Posterous theme by Cory Watilo

Week 10 - Almost Finished Project

Click here to download:
Monkey_Almost_Finished.prproj (134 KB)
Okay.  This week we finished making the monkey, rigging it, making the environtment, adding materials and modifiers.  We are done.  All it took was five weeks, one hour a day, and about five hours of rendering.  Then it was too big to upload, so we threw it into Adobe Premiere to compress it.  Now, we just gotta add the credits and logos.  Tonezilla and Crustay were my partners for this.  You'll be able to tell that you're at the right spot 'cause they're going to have the exact same post as me.

Week 9 - Monkey's Environment

Monkey_environment
For this picture, we took a picture of the Happy Go Monkey 5 Final Level and threw it on a plane.  Then we modeled boxes to make the buildings, a cylinder for the pedestal in the center, and capsules to make the bananas.  We're working on putting the monkey into the scene, but the file containing the fully-rigged model got corrupted and we had to start the rigging over.  We will probably be finished before November, but no guarentees.

Week 8 - Rigged Model

Monkey_rigging
This week, my partner and I teamed up with Josh, a.k.a Crustay, in order to rig our awesome monkey.  Well, we didn't really team up as much as outsource.  My partner and I made a monkey, but didn't want to rig it, so we made Josh do it for us.  Maybe next week you can see the little guy do a dance, and we might even have a decent environment by then.
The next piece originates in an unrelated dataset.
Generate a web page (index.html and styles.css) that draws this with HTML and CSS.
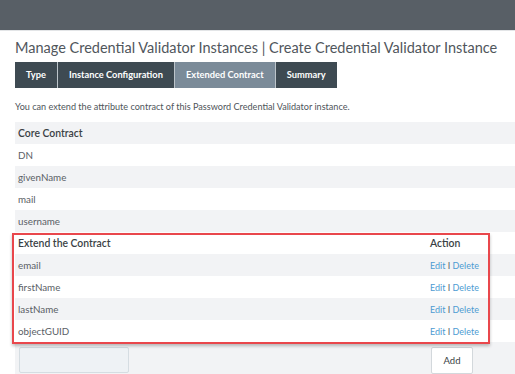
FILE: index.html
```html
<!DOCTYPE html>
<html>
<head>
<meta charset="utf-8">
<link rel="stylesheet" href="styles.css">
</head>
<body>
<header class="topbar"></header>
<main class="page">
  <h1 class="title">Manage Credential Validator Instances | Create Credential Validator Instance</h1>
  <nav class="tabs">
    <div class="tab">Type</div>
    <div class="tab">Instance Configuration</div>
    <div class="tab active">Extended Contract</div>
    <div class="tab">Summary</div>
  </nav>
  <p class="desc">You can extend the attribute contract of this Password Credential Validator instance.</p>
  <div class="table">
    <div class="row head"><span>Core Contract</span></div>
    <div class="row"><span>DN</span></div>
    <div class="row"><span>givenName</span></div>
    <div class="row"><span>mail</span></div>
    <div class="row"><span>username</span></div>
  </div>
  <div class="table extend">
    <div class="row head"><span>Extend the Contract</span><span>Action</span></div>
    <div class="row"><span>email</span><span class="act"><a>Edit</a> I <a>Delete</a></span></div>
    <div class="row"><span>firstName</span><span class="act"><a>Edit</a> I <a>Delete</a></span></div>
    <div class="row"><span>lastName</span><span class="act"><a>Edit</a> I <a>Delete</a></span></div>
    <div class="row"><span>objectGUID</span><span class="act"><a>Edit</a> I <a>Delete</a></span></div>
    <div class="row addrow"><span><span class="input"></span></span><span><span class="btn">Add</span></span></div>
    <div class="highlight"></div>
  </div>
</main>
</body>
</html>
```
FILE: styles.css
```css
html, body {
  margin: 0;
  padding: 0;
  background: #ffffff;
  font-family: Lato, "Open Sans", "Liberation Sans", sans-serif;
  overflow: hidden;
}
.topbar {
  height: 30px;
  background: #585f66;
  border-bottom: 1px solid #e3e5e7;
}
.page {
  padding-left: 15px;
}
.title {
  margin: 0;
  padding-top: 5px;
  height: 26px;
  font-size: 14.5px;
  font-weight: 400;
  color: #50565c;
  line-height: 24px;
  white-space: nowrap;
}
.tabs {
  display: flex;
  height: 26px;
}
.tab {
  background: #3e4a52;
  color: #ffffff;
  font-size: 9.3px;
  font-weight: 700;
  padding: 0 11px;
  line-height: 26px;
  border-right: 1px solid #bcc4ca;
}
.tab:last-child { border-right: none; }
.tab.active { background: #7b8b99; }
.desc {
  margin: 0;
  padding-top: 12px;
  height: 22px;
  font-size: 9.1px;
  color: #4f555a;
  line-height: 14px;
}
.table {
  width: 500px;
}
.extend {
  position: relative;
}
.row {
  display: grid;
  grid-template-columns: 412px 1fr;
  height: 22px;
  align-items: center;
  font-size: 9.8px;
  color: #5a6066;
  padding-left: 3px;
}
.table .row:nth-child(odd) { background: #f2f3f5; }
.extend .row:nth-child(odd) { background: #ffffff; }
.extend .row:nth-child(even) { background: #f2f3f5; }
.row.head {
  font-size: 10.4px;
  font-weight: 600;
  color: #3a3f44;
}
.act { color: #5a6066; font-size: 9px; }
.act a { color: #4d9bd2; }
.row.addrow {
  height: 34px;
  align-items: start;
  padding-top: 5px;
  box-sizing: border-box;
}
.input {
  display: block;
  width: 110px;
  height: 26px;
  margin-left: 1px;
  box-sizing: border-box;
  background: #eef2f5;
  border: 1px solid #d5dde2;
  border-radius: 2px;
}
.btn {
  display: inline-block;
  width: 42px;
  height: 27px;
  box-sizing: border-box;
  background: #ffffff;
  border: 1px solid #d3d8dc;
  border-radius: 2px;
  text-align: center;
  line-height: 25px;
  font-size: 9.5px;
  color: #3a3f44;
  margin-left: 1px;
}
.highlight {
  position: absolute;
  left: -3px;
  top: 1px;
  width: 478px;
  height: 111px;
  box-sizing: border-box;
  border: 2px solid #e9474c;
  box-shadow: 0 2px 3px rgba(0, 0, 0, 0.25);
  pointer-events: none;
}
```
Week 7 - Cliches and Monkeying Around

Happy_monkey
From one big project to another, only this time we're including a fully rigged model, based of a cheap Flash game online.  It's pretty much the only thing we're including.  So far, we have modeled the majority of the monkey, but the face, fingers, and other small details still elude us.  We have outsourced the rigging of our half complete, faceless chimp to Josh, who cannot remember his posterous name, othrewise I'd give it to you. 

Week 6 - Rolling

This week, I took my partner's idea and ran with it.  Together, we managed to make a car, made out of an exdtrudeed box, hover in the center of a torus.  The desert environment is just a plain with a texture and the cacti are more extruded boxes.  Everything animated here is done with the Autokey feature.

(download)

Week 5 - Finished Logo

(download)
I finally rendered out the final clip in my logo.  In Adobe Premiere, I put the clips together, and added a bit of text that I forgot in Max.  The last clip is a Biped fishing, which is done using MoCap, with the logo title in the corner.

Week 4 - A Small Delay

Table
I keep forgetting to stop by after school and render out the final piece of my logo, so instead of the finished product, you get to see a nice table and chair with a not so nice cup and plate.  I took a box for the table and chair, extruded out the legs, and added a pretty material.  The cup was a line and lathe process, and the plate was just awful.  I tried to make it a line and lathe, but it wouldn't show up in the rendered view.  After three days of trying and failing to fix it, I gave up and made a really really tiny cylinder, painted it white, and hoped for the best.

Week 3 - Beginning the Logo

(download)
I am in the process of making my logo.  So far, you see a biped being chase by a fish, being chased by an enourmous worm.  The fish is made out of a sphere and some extruded boxes to make the fins.  The worm is just a ton of spheres.  In both cases, the eyes were extruded using Soft Selection.  The second part of the video is finished, but it takes too long to render, so you probalbly won't be seing it soon.

Week 2 - Refreshing our Memory

(download)
I made an incredibly basic animation this week.  A couple of Toruses (torusi?  torus?) without materials fall around a bouncing sphere, then they all go back to the skies.  Soon, we'll get into the REAL interesting animations, like pseudo-company logos.  Stay tuned.

Week 1 - A Fresh Start

This Image epicts a dragon on a small mound of rocks, coal, and skulls.  The curve of the dragon's wings, as well as the contrast between the bright fire and the dark background, lead the viewer's eye to the center.  the symmetry of the wings and the rock give a sense of balance and rhythm, and the bright light around the tail lead you to the center, where the brightest flame is within the dragon's mouth.